Certain regulated entities can file Schedule 13G if they acquired and hold their shares in the ordinary course of business, without any purpose or effect of changing or influencing control of the issuer.1eCFR. 17 CFR 240.13d-1 – Filing of Schedules 13D and 13G The eligible categories include registered broker-dealers, banks, insurance companies, registered investment companies and investment advisers, employee benefit plans subject to ERISA, state or local government employee benefit plans, endowment funds, savings associations, and certain church plans. Foreign institutions that are functional equivalents of these entities under a comparable regulatory regime also qualify.
Any person — including individuals and entities that don’t fall into the institutional categories — can file Schedule 13G if they acquired their shares without a purpose of changing or influencing control and do not hold more than 20% of the class.1eCFR. 17 CFR 240.13d-1 – Filing of Schedules 13D and 13G The 20% ceiling is absolute. Cross it, and you must switch to Schedule 13D.

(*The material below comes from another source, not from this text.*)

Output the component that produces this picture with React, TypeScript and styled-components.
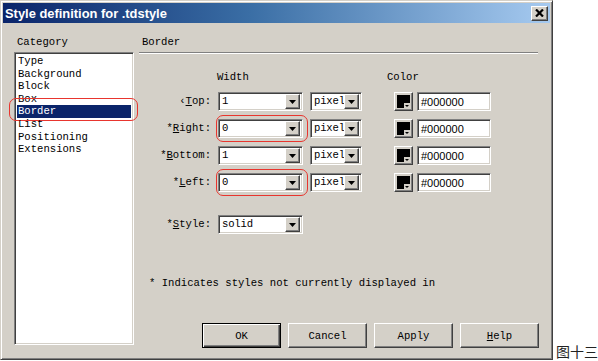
import React from "react";
import styled, { createGlobalStyle, css } from "styled-components";

const FACE = "#d4d0c8";

const GlobalStyle = createGlobalStyle`
  html, body { margin: 0; padding: 0; background: #fff; }
  body { font-family: "Liberation Mono", "DejaVu Sans Mono", monospace; font-size: 10.6px; color: #000; }
  * { box-sizing: border-box; }
`;

const raised = css`
  border: 1px solid;
  border-color: #fff #404040 #404040 #fff;
  box-shadow: inset -1px -1px #808080, inset 1px 1px ${FACE};
  background: ${FACE};
`;

const sunken = css`
  border: 1px solid;
  border-color: #808080 #fff #fff #808080;
  box-shadow: inset 1px 1px #404040, inset -1px -1px ${FACE};
  background: #fff;
`;

const Page = styled.div`
  display: flex;
  align-items: flex-end;
  width: 598px;
  height: 361px;
`;

const Dialog = styled.div`
  width: 553px;
  height: 360px;
  align-self: flex-start;
  background: ${FACE};
  border: 1px solid;
  border-color: ${FACE} #404040 #404040 ${FACE};
  box-shadow: inset 1px 1px #fff, inset -1px -1px #808080;
  padding: 2px;
  display: flex;
  flex-direction: column;
`;

const TitleBar = styled.div`
  height: 20px;
  flex: none;
  display: flex;
  align-items: center;
  justify-content: space-between;
  padding: 0 2px;
  background: linear-gradient(to right, #0a246a 0%, #3a6ea5 45%, #a6caf0 100%);
`;

const TitleText = styled.span`
  font-family: "Liberation Sans", Arial, sans-serif;
  font-weight: bold;
  font-size: 12.9px;
  color: #fff;
`;

const CloseButton = styled.div`
  ${raised};
  width: 17px;
  height: 15px;
  display: flex;
  align-items: center;
  justify-content: center;
`;

const Body = styled.div`
  flex: 1;
  display: flex;
  padding: 13px 0 0 11px;
`;

const LeftCol = styled.div`
  width: 120px;
  display: flex;
  flex-direction: column;
`;

const SectionLabel = styled.div`
  height: 16px;
  line-height: 12px;
  padding-left: 3px;
`;

const ListBox = styled.div`
  ${sunken};
  height: 293px;
  padding: 2px;
  display: flex;
  flex-direction: column;
`;

const ListItem = styled.div<{ $selected?: boolean }>`
  position: relative;
  height: 12.6px;
  line-height: 12.6px;
  padding-left: 1px;
  white-space: nowrap;
  background: ${(p) => (p.$selected ? "#0a246a" : "transparent")};
  color: ${(p) => (p.$selected ? "#fff" : "#000")};
`;

const Ring = styled.span<{ $t: number; $r: number; $b: number; $l: number }>`
  position: absolute;
  top: ${(p) => p.$t}px;
  right: ${(p) => p.$r}px;
  bottom: ${(p) => p.$b}px;
  left: ${(p) => p.$l}px;
  border: 1.5px solid #e8352e;
  border-radius: 7px;
  pointer-events: none;
`;

const RightCol = styled.div`
  width: 399px;
  margin-left: 5px;
  display: flex;
  flex-direction: column;
`;

const Separator = styled.div`
  height: 2px;
  border-top: 1px solid #808080;
  border-bottom: 1px solid #fff;
`;

const FormGrid = styled.div`
  margin-top: 17px;
  display: grid;
  grid-template-columns: 79px 92px 84px 23px 74px;
  grid-template-rows: 13px repeat(4, 19px) 34px;
  row-gap: 8px;
  align-items: end;
`;

const ColHead = styled.div<{ $shift?: number; $span?: number }>`
  line-height: 13px;
  margin-left: ${(p) => p.$shift ?? 0}px;
  grid-column: span ${(p) => p.$span ?? 1};
`;

const FieldLabel = styled.div`
  height: 19px;
  line-height: 19px;
  text-align: right;
  padding-right: 7px;
  white-space: nowrap;
  u { text-decoration: underline; text-underline-offset: 1px; }
`;

const Spacer = styled.div``;

const ComboWrap = styled.div<{ $w: number }>`
  position: relative;
  width: ${(p) => p.$w}px;
  height: 19px;
`;

const ComboBox = styled.div`
  ${sunken};
  width: 100%;
  height: 100%;
  padding: 2px;
  display: flex;
  align-items: center;
`;

const ComboText = styled.span`
  flex: 1;
  min-width: 0;
  padding-left: 1px;
  line-height: 13px;
  white-space: nowrap;
  letter-spacing: -0.2px;
`;

const DropButton = styled.div`
  ${raised};
  width: 15px;
  height: 15px;
  flex: none;
  display: flex;
  align-items: center;
  justify-content: center;
`;

const Swatch = styled.div`
  ${raised};
  width: 19px;
  height: 19px;
  position: relative;
  padding: 2px;
`;

const SwatchInner = styled.div`
  width: 100%;
  height: 100%;
  background: #000;
  position: relative;
`;

const SwatchNotch = styled.div`
  position: absolute;
  right: 0;
  bottom: 0;
  width: 6px;
  height: 5px;
  background: ${FACE};
  display: flex;
  align-items: flex-end;
  justify-content: center;
  padding-bottom: 1px;
`;

const TextField = styled.div`
  ${sunken};
  width: 74px;
  height: 19px;
  padding: 2px 3px;
  font-family: "Liberation Sans", Arial, sans-serif;
  font-size: 11px;
  line-height: 14px;
`;

const Note = styled.div`
  margin-top: 42px;
  padding-left: 10px;
  line-height: 14px;
  white-space: nowrap;
`;

const ButtonRow = styled.div`
  margin-top: 33px;
  margin-left: 63px;
  display: flex;
  gap: 7px;
`;

const PushButton = styled.div<{ $default?: boolean }>`
  width: 79px;
  height: 25px;
  flex: none;
  display: flex;
  align-items: center;
  justify-content: center;
  background: ${FACE};
  ${(p) =>
    p.$default
      ? css`
          border: 1px solid #000;
          box-shadow: inset 1px 1px #fff, inset -1px -1px #404040, inset -2px -2px #808080;
        `
      : raised};
  u { text-decoration: underline; text-underline-offset: 1px; }
`;

const Caption = styled.div`
  margin-left: 3px;
  padding-bottom: 2px;
  font-family: "Noto Sans CJK SC", sans-serif;
  font-size: 14px;
  line-height: 16px;
  color: #222;
  white-space: nowrap;
`;

const Arrow = () => (
  <svg width="7" height="4" viewBox="0 0 7 4">
    <path d="M0 0h7L3.5 4z" fill="#000" />
  </svg>
);

const Combo = ({ w, value, ring }: { w: number; value: string; ring?: boolean }) => (
  <ComboWrap $w={w}>
    <ComboBox>
      <ComboText>{value}</ComboText>
      <DropButton>
        <Arrow />
      </DropButton>
    </ComboBox>
    {ring && <Ring $t={-4} $r={-5} $b={-4} $l={-2} />}
  </ComboWrap>
);

const ColorSwatch = () => (
  <Swatch>
    <SwatchInner>
      <SwatchNotch>
        <svg width="4" height="2" viewBox="0 0 4 2">
          <path d="M0 0h4L2 2z" fill="#000" />
        </svg>
      </SwatchNotch>
    </SwatchInner>
  </Swatch>
);

const categories = ["Type", "Background", "Block", "Box", "Border", "List", "Positioning", "Extensions"];

const rows: { label: React.ReactNode; value: string; ring?: boolean }[] = [
  { label: <>‹<u>T</u>op:</>, value: "1" },
  { label: <>*<u>R</u>ight:</>, value: "0", ring: true },
  { label: <>*<u>B</u>ottom:</>, value: "1" },
  { label: <>*<u>L</u>eft:</>, value: "0", ring: true },
];

export default function App() {
  return (
    <>
      <GlobalStyle />
      <Page>
        <Dialog>
          <TitleBar>
            <TitleText>Style definition for .tdstyle</TitleText>
            <CloseButton>
              <svg width="9" height="8" viewBox="0 0 9 8">
                <path d="M1 0.5L8 7.5M8 0.5L1 7.5" stroke="#000" strokeWidth="2.2" />
              </svg>
            </CloseButton>
          </TitleBar>
          <Body>
            <LeftCol>
              <SectionLabel>Category</SectionLabel>
              <ListBox>
                {categories.map((c) => (
                  <ListItem key={c} $selected={c === "Border"}>
                    {c}
                    {c === "Border" && <Ring $t={-7} $r={-7} $b={-3} $l={-8} />}
                  </ListItem>
                ))}
              </ListBox>
            </LeftCol>
            <RightCol>
              <SectionLabel>Border</SectionLabel>
              <Separator />
              <FormGrid>
                <Spacer />
                <ColHead $shift={-1}>Width</ColHead>
                <Spacer />
                <ColHead $shift={-7} $span={2}>Color</ColHead>
                {rows.map((r, i) => (
                  <React.Fragment key={i}>
                    <FieldLabel>{r.label}</FieldLabel>
                    <Combo w={85} value={r.value} ring={r.ring} />
                    <Combo w={52} value="pixel" />
                    <ColorSwatch />
                    <TextField>#000000</TextField>
                  </React.Fragment>
                ))}
                <FieldLabel>
                  *<u>S</u>tyle:
                </FieldLabel>
                <Combo w={85} value="solid" />
              </FormGrid>
              <Note>* Indicates styles not currently displayed in</Note>
              <ButtonRow>
                <PushButton $default>OK</PushButton>
                <PushButton>Cancel</PushButton>
                <PushButton>Apply</PushButton>
                <PushButton>
                  <u>H</u>elp
                </PushButton>
              </ButtonRow>
            </RightCol>
          </Body>
        </Dialog>
        <Caption>图十三</Caption>
      </Page>
    </>
  );
}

Investors who held more than 5% of a class before the company registered with the SEC — typically pre-IPO shareholders — can also use Schedule 13G, provided they did not acquire the securities with any control purpose.9U.S. Securities and Exchange Commission. Exchange Act Sections 13(d) and 13(g) and Regulation 13D-G Beneficial Ownership Reporting
Losing 13G eligibility isn’t just a paperwork change — it comes with a built-in cooling-off period that restricts what you can do with your shares. If you are a passive investor who either acquires 20% or more of the class or changes your investment purpose to one involving control, you must file a Schedule 13D within ten calendar days. During the period starting from the triggering event until ten days after the Schedule 13D is actually filed, you cannot vote your shares or acquire any additional shares.1eCFR. 17 CFR 240.13d-1 – Filing of Schedules 13D and 13G
This restriction is designed to prevent investors from building a position under the lighter 13G regime and then flipping to an activist stance before the market has time to react. In practice, it means any strategic pivot needs to be planned with the cooling-off period factored in.

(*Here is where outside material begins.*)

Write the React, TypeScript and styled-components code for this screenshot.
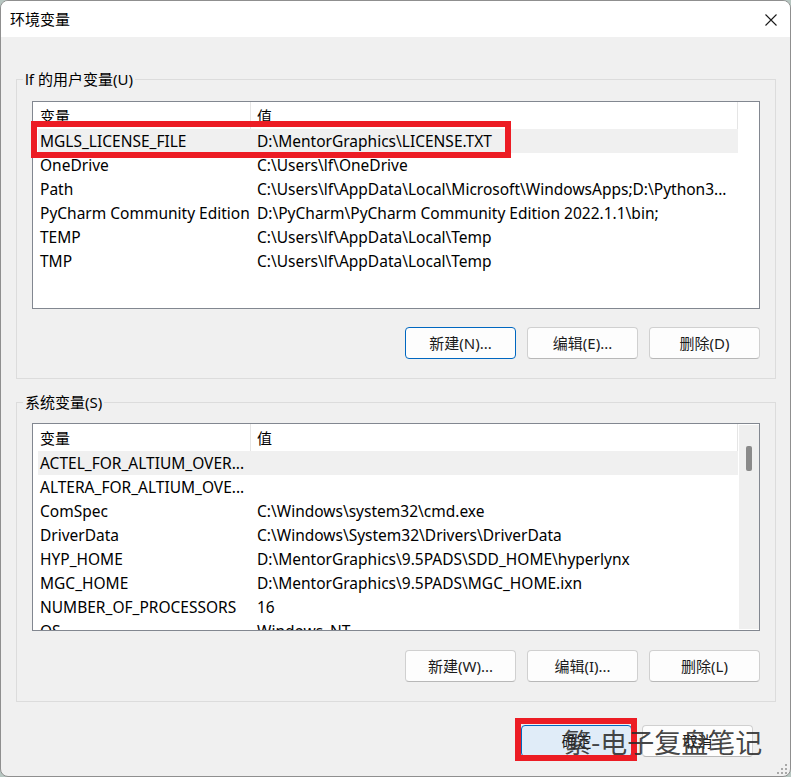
import React from "react";
import styled, { createGlobalStyle } from "styled-components";

const GlobalStyle = createGlobalStyle`
  html, body {
    margin: 0;
    padding: 0;
    background: #b7c6c1;
  }
  body {
    font-family: "Noto Sans", "Noto Sans CJK SC", sans-serif;
    font-size: 15px;
    color: #000;
  }
  * { box-sizing: border-box; }
`;

const Window = styled.div`
  position: relative;
  width: 791px;
  height: 777px;
  border: 1px solid #8f8f8f;
  border-radius: 8px;
  background: #f0f0f0;
  overflow: hidden;
  display: flex;
  flex-direction: column;
`;

const TitleBar = styled.div`
  height: 36px;
  flex: none;
  background: #ffffff;
  display: flex;
  align-items: center;
  justify-content: space-between;
  padding: 0 13px 0 9px;
`;

const Title = styled.div`
  font-size: 15px;
  line-height: 20px;
  color: #000;
`;

const CloseButton = styled.div`
  width: 12px;
  height: 12px;
  display: flex;
  margin-top: 1px;
`;

const Content = styled.div`
  flex: 1;
  display: flex;
  flex-direction: column;
  padding: 0 14px 0 15px;
`;

const Group = styled.fieldset<{ $top: number; $padTop: number }>`
  margin: ${(p) => p.$top}px 0 0 0;
  min-width: 0;
  border: 1px solid #dcdcdc;
  padding: ${(p) => p.$padTop}px 15px 19px 15px;
`;

const Legend = styled.legend`
  margin-left: -9px;
  padding: 0 2px;
  font-size: 15px;
  line-height: 20px;
  color: #000;
`;

const ListWrap = styled.div`
  position: relative;
`;

const List = styled.div`
  height: 208px;
  border: 1px solid #828790;
  background: #ffffff;
  display: flex;
  overflow: hidden;
  font-size: 15.5px;
`;

const TableArea = styled.div`
  width: 705px;
  flex: none;
  display: flex;
  flex-direction: column;
`;

const HeaderRow = styled.div`
  display: grid;
  grid-template-columns: 218px 487px;
  height: 27px;
  flex: none;
`;

const HeaderCell = styled.div<{ $pad: number }>`
  border-right: 1px solid #e5e5e5;
  padding: 2px 0 0 ${(p) => p.$pad}px;
  line-height: 25px;
  font-size: 15px;
  white-space: nowrap;
  overflow: hidden;
`;

const Row = styled.div<{ $selected?: boolean }>`
  display: grid;
  grid-template-columns: 213px 487px;
  margin-left: 5px;
  height: 24px;
  flex: none;
  background: ${(p) => (p.$selected ? "#f0f0f0" : "transparent")};
`;

const Cell = styled.div<{ $pad: number }>`
  padding-left: ${(p) => p.$pad}px;
  line-height: 24px;
  white-space: nowrap;
  overflow: hidden;
`;

const ScrollTrack = styled.div`
  width: 20px;
  flex: none;
  margin: 1px 0 1px 1px;
  background: #efefef;
  display: flex;
  flex-direction: column;
  align-items: center;
`;

const ScrollThumb = styled.div`
  width: 6px;
  height: 25px;
  margin-top: 21px;
  border-radius: 2px;
  background: #8a8a8a;
`;

const ButtonRow = styled.div<{ $top: number; $gap: number; $right?: number }>`
  display: flex;
  justify-content: flex-end;
  gap: ${(p) => p.$gap}px;
  margin-top: ${(p) => p.$top}px;
  margin-right: ${(p) => p.$right ?? 0}px;
`;

const Button = styled.button<{ $focus?: boolean; $accent?: boolean }>`
  width: 111px;
  height: 32px;
  border-radius: 4px;
  border: 1px solid ${(p) => (p.$focus || p.$accent ? "#0067c0" : "#d0d0d0")};
  border-bottom-color: ${(p) => (p.$focus || p.$accent ? "#0067c0" : "#b8b8b8")};
  background: ${(p) => (p.$accent ? "#e0ecf8" : "#fdfdfd")};
  font-family: "Noto Sans", "Noto Sans CJK SC", sans-serif;
  font-size: 15px;
  color: #1b1b1b;
  padding: 0 0 1px 0;
  display: flex;
  align-items: center;
  justify-content: center;
`;

const ButtonWrap = styled.div`
  position: relative;
  display: flex;
`;

const RedMark = styled.div<{ $l: number; $t: number; $w: number; $h: number }>`
  position: absolute;
  left: ${(p) => p.$l}px;
  top: ${(p) => p.$t}px;
  width: ${(p) => p.$w}px;
  height: ${(p) => p.$h}px;
  border: 6px solid #ec1c24;
  pointer-events: none;
`;

const Watermark = styled.div`
  position: absolute;
  left: 563px;
  top: 725px;
  font-family: "Noto Sans CJK SC", "Noto Sans", sans-serif;
  font-size: 27px;
  line-height: 32px;
  color: rgba(45, 45, 45, 0.88);
  white-space: nowrap;
  pointer-events: none;
`;

const Grip = styled.div`
  position: absolute;
  right: 2px;
  bottom: 1px;
  width: 11px;
  height: 11px;
  display: flex;
`;

type Item = [string, string];

const userVars: Item[] = [
  ["MGLS_LICENSE_FILE", "D:\\MentorGraphics\\LICENSE.TXT"],
  ["OneDrive", "C:\\Users\\lf\\OneDrive"],
  ["Path", "C:\\Users\\lf\\AppData\\Local\\Microsoft\\WindowsApps;D:\\Python3..."],
  ["PyCharm Community Edition", "D:\\PyCharm\\PyCharm Community Edition 2022.1.1\\bin;"],
  ["TEMP", "C:\\Users\\lf\\AppData\\Local\\Temp"],
  ["TMP", "C:\\Users\\lf\\AppData\\Local\\Temp"],
];

const sysVars: Item[] = [
  ["ACTEL_FOR_ALTIUM_OVER...", ""],
  ["ALTERA_FOR_ALTIUM_OVE...", ""],
  ["ComSpec", "C:\\Windows\\system32\\cmd.exe"],
  ["DriverData", "C:\\Windows\\System32\\Drivers\\DriverData"],
  ["HYP_HOME", "D:\\MentorGraphics\\9.5PADS\\SDD_HOME\\hyperlynx"],
  ["MGC_HOME", "D:\\MentorGraphics\\9.5PADS\\MGC_HOME.ixn"],
  ["NUMBER_OF_PROCESSORS", "16"],
  ["OS", "Windows_NT"],
];

function VarTable({ items, scroll }: { items: Item[]; scroll?: boolean }) {
  return (
    <List>
      <TableArea>
        <HeaderRow>
          <HeaderCell $pad={7}>变量</HeaderCell>
          <HeaderCell $pad={6}>值</HeaderCell>
        </HeaderRow>
        {items.map(([k, v], i) => (
          <Row key={k} $selected={i === 0}>
            <Cell $pad={2}>{k}</Cell>
            <Cell $pad={6}>{v}</Cell>
          </Row>
        ))}
      </TableArea>
      {scroll && (
        <ScrollTrack>
          <ScrollThumb />
        </ScrollTrack>
      )}
    </List>
  );
}

export default function App() {
  return (
    <>
      <GlobalStyle />
      <Window>
        <TitleBar>
          <Title>环境变量</Title>
          <CloseButton>
            <svg width="12" height="12" viewBox="0 0 12 12">
              <path d="M0.5 0.5 L11.5 11.5 M11.5 0.5 L0.5 11.5" stroke="#1a1a1a" strokeWidth="1.1" fill="none" />
            </svg>
          </CloseButton>
        </TitleBar>
        <Content>
          <Group $top={32} $padTop={12}>
            <Legend>lf 的用户变量(U)</Legend>
            <ListWrap>
              <VarTable items={userVars} />
              <RedMark $l={-1} $t={20} $w={480} $h={37} />
            </ListWrap>
            <ButtonRow $top={18} $gap={11}>
              <Button $focus>新建(N)...</Button>
              <Button>编辑(E)...</Button>
              <Button>删除(D)</Button>
            </ButtonRow>
          </Group>
          <Group $top={13} $padTop={11}>
            <Legend>系统变量(S)</Legend>
            <ListWrap>
              <VarTable items={sysVars} scroll />
            </ListWrap>
            <ButtonRow $top={19} $gap={11}>
              <Button>新建(W)...</Button>
              <Button>编辑(I)...</Button>
              <Button>删除(L)</Button>
            </ButtonRow>
          </Group>
          <ButtonRow $top={23} $gap={10} $right={23}>
            <ButtonWrap>
              <Button $accent>确定</Button>
              <RedMark $l={-6} $t={-7} $w={122} $h={43} />
            </ButtonWrap>
            <Button>取消</Button>
          </ButtonRow>
        </Content>
        <Watermark>繁-电子复盘笔记</Watermark>
        <Grip>
          <svg width="11" height="11" viewBox="0 0 11 11" fill="#a8a8a8">
            <rect x="8" y="0" width="2" height="2" />
            <rect x="4" y="4" width="2" height="2" />
            <rect x="8" y="4" width="2" height="2" />
            <rect x="0" y="8" width="2" height="2" />
            <rect x="4" y="8" width="2" height="2" />
            <rect x="8" y="8" width="2" height="2" />
          </svg>
        </Grip>
      </Window>
    </>
  );
}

The SEC treats Section 13(d) violations seriously, and the consequences extend well beyond fines. The Commission can bring civil enforcement actions seeking monetary penalties, and in past cases, individual respondents have agreed to pay penalties ranging from $10,000 to $200,000 while entities have paid between $40,000 and $750,000 in settlements. The actual amount depends on factors like the length of the delay, whether the violation appeared willful, and whether the investor gained a trading advantage during the disclosure gap.

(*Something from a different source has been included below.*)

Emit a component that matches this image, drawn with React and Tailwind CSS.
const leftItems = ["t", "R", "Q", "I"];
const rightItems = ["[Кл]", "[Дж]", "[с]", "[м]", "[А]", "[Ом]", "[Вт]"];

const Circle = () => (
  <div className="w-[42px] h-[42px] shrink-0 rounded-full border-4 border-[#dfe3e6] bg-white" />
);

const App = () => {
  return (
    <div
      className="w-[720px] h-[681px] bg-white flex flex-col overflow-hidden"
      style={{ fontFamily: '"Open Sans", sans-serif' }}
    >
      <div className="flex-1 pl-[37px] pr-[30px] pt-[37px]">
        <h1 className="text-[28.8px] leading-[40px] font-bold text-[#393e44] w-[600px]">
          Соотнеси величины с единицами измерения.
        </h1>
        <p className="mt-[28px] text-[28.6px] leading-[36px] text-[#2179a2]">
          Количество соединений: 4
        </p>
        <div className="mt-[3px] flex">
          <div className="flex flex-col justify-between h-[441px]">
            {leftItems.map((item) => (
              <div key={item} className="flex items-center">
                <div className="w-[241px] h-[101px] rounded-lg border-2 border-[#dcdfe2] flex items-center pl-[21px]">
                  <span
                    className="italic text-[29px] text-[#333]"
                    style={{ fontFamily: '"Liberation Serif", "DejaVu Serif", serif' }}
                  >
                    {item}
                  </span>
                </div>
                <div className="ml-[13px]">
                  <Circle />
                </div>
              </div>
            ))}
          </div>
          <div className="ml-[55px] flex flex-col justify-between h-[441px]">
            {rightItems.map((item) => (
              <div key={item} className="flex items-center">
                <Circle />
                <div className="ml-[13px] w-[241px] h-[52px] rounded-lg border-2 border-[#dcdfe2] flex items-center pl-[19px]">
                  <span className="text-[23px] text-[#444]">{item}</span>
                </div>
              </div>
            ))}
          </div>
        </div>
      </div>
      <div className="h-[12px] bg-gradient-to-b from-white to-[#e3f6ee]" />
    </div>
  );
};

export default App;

Courts can also issue injunctions requiring corrective disclosures or restricting future trading activity. In more extreme cases, the SEC has sought to prevent improperly disclosed shares from being voted at shareholder meetings, though courts have been reluctant to grant that remedy when corrective filings have been made and no actual change in control resulted. Companies themselves sometimes use advance notice bylaws — which typically require shareholders to notify the board 90 to 120 days before an annual meeting — as a practical backstop against investors who file late and then try to nominate directors or propose transactions.
Beyond formal penalties, a late or misleading 13D filing damages credibility with the company’s board, other shareholders, and regulators. For activist investors who depend on market perception to build support for their proposals, that reputational cost can matter more than the fine.